As the bloody events of recent months have shown, Gaddafi’s real nemesis was the West which had never really forgotten or forgiven Gaddafi’s past actions. The Libyan government was an open supporter of the Irish Republican Army (IRA) and the Basque separatists, when the two groups were waging a violent guerrilla war against the British and Spanish governments in the seventies and the eighties. The Saudi King Abdullah openly accused Gaddafi of hatching a plot to murder him. The military action by the US, France and England had the strong backing of the Gulf monarchies. Qatar recently admitted that it had military boots on the ground. 

 

The mysterious disappearance of a senior Shia cleric from, Imam Moussa Ghadr, during a visit to Libya, has been blamed on Gaddafi and made him a disliked figure in Iran and Lebanon. Sadr was a founder of the Lebanese Amal Party, which is part of the government in Beirut. In the seventies and the eighties, Gaddafi poked his nose in the affairs of many African countries. He along with Ghana’s Jerry Rawlings and Burkina Faso’s Thomas Sankara, were the radical leaders who railed openly against neo-colonialism and the structural policies of the IMF/World Bank. Sankara was killed in the early eighties; Rawlings embraced multiparty democracy and faded away while Gaddafi continued ploughing a lonely furrow. In between he fought a brief war with neighbouring Chad over the disputed Aouzou Strip adjacent to Libya’s southern border. Gaddafi’s penchant for interference in the domestic affairs of other countries extended all the way to the Philippines. He was a key supporter of the Moro Liberation Army fighting for the independence of Mindanao.

 

 

Libya’s alleged involvement in the 1988 Lockerbie plane crash led to the West imposing draconian sanctions on Libya. However it was the US invasion of Iraq in 2003 that seems to have unnerved Gaddafi. Washington had indicated that Libya too would meet the same fate. He thought he could avoid the fate of Saddam Hussein by making unilateral concessions to the West. Among the major concessions were the handing over of two suspects in Lockerbie case for trial, the dismantling of Libya’s WMD program and allowing many of the western oil companies to reinvest in Libya’s lucrative hydro-carbon sector.

 

The moves of the new government in Libya, presently consisting of different factions ranging from Islamists to secular parties, will be closely watched. Factionalism seems to have already become a serious problem with the various armed militias refusing to disarm even in the capital Tripoli. The various tribal groups that joined in the NATO led campaign all want a big slice of the oil revenue. There are predictions that Libya will go the way of Lebanon with more civil strife around the corner. Even as the UN Security Council voted unanimously to end the “no fly zone” with immediate effect on October 29, the TRC issued an appeal to NATO to extend its stay in the country. Libya’s interim leader, Mohammed Jibril urged his NATO benefactors to stay on at least until the end of 2011 to prevent Gaddafi loyalists from leaving the country. He may also need protection from the Islamists.
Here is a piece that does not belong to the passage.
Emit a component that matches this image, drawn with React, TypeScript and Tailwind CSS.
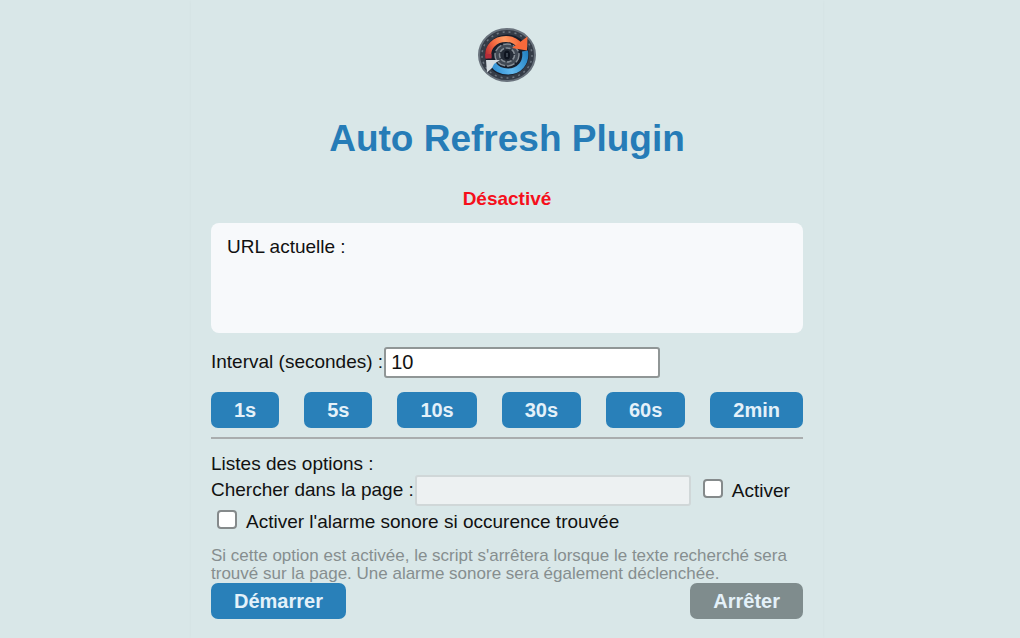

A prominent Islamist leader from Benghazi, Ali Salabi, recently said that the TRC is filled with “radical secularists” trying to sideline the religious groups. He accused Jibril of planning to usher in “a new era of tyranny and dictatorship”.  

 

The comparatively light skinned Berbers and other tribes from the north and east of the country have viewed their darker skinned compatriots as enemies. Many of them were killed on the mere suspicion that they were “mercenaries” from neighbouring sub-Saharan countries. Tens of thousand of workers from these countries who were mainly employed in low paying jobs have been forced to flee. Asian workers hurriedly left soon after the civil war erupted.  The UN and groups like Amnesty International and Human Rights Watch did not find any merit in stories put out by the international media about mass rapes and other atrocities allegedly committed by troops loyal to Gaddafi. Instead these groups have accused the NTC of very serious human rights violations, especially during the inhumane siege of Sirte.

 

The AU has accused the NATO supported TNC of indiscriminate killing of Black Africans. The new government is expected to turn its back on Africa and enmesh itself with the West and its other proxies in the region. The government in Tripoli has been the first Arab government to recognise the Syrian opposition.  UK, France and the US expect more contracts in the oil and defence sectors. Countries like China, Russia and India are waiting to see if the new government honours old oil contracts signed with the previous government. The civil war had virtually brought production to a halt. The rebel leaders who have parachuted to the seat of power have said on several occasions that the countries which made their victory possible, notably France and Britain, would be adequately rewarded.

 

Meanwhile, sophisticated armaments from Libyan arsenals have proliferated all over the region. Neighbouring governments have said that a significant amount of the weaponry has gone to al Qaeda in the Islamic Maghreb (AQIM). Some of the Libyan weapons have reached up to the Gaza Strip. Libya itself has no army left now. The various militias, whose way to Tripoli was paved with NATO bombs, are now refusing to give up their new found power and influence. The Venezuelan leader, Hugo Chavez, said in a recent speech that the fighting in the North African nation is not yet finished “because Libyans are a people of dignity, and the Yankee Empire will not be able to dominate”.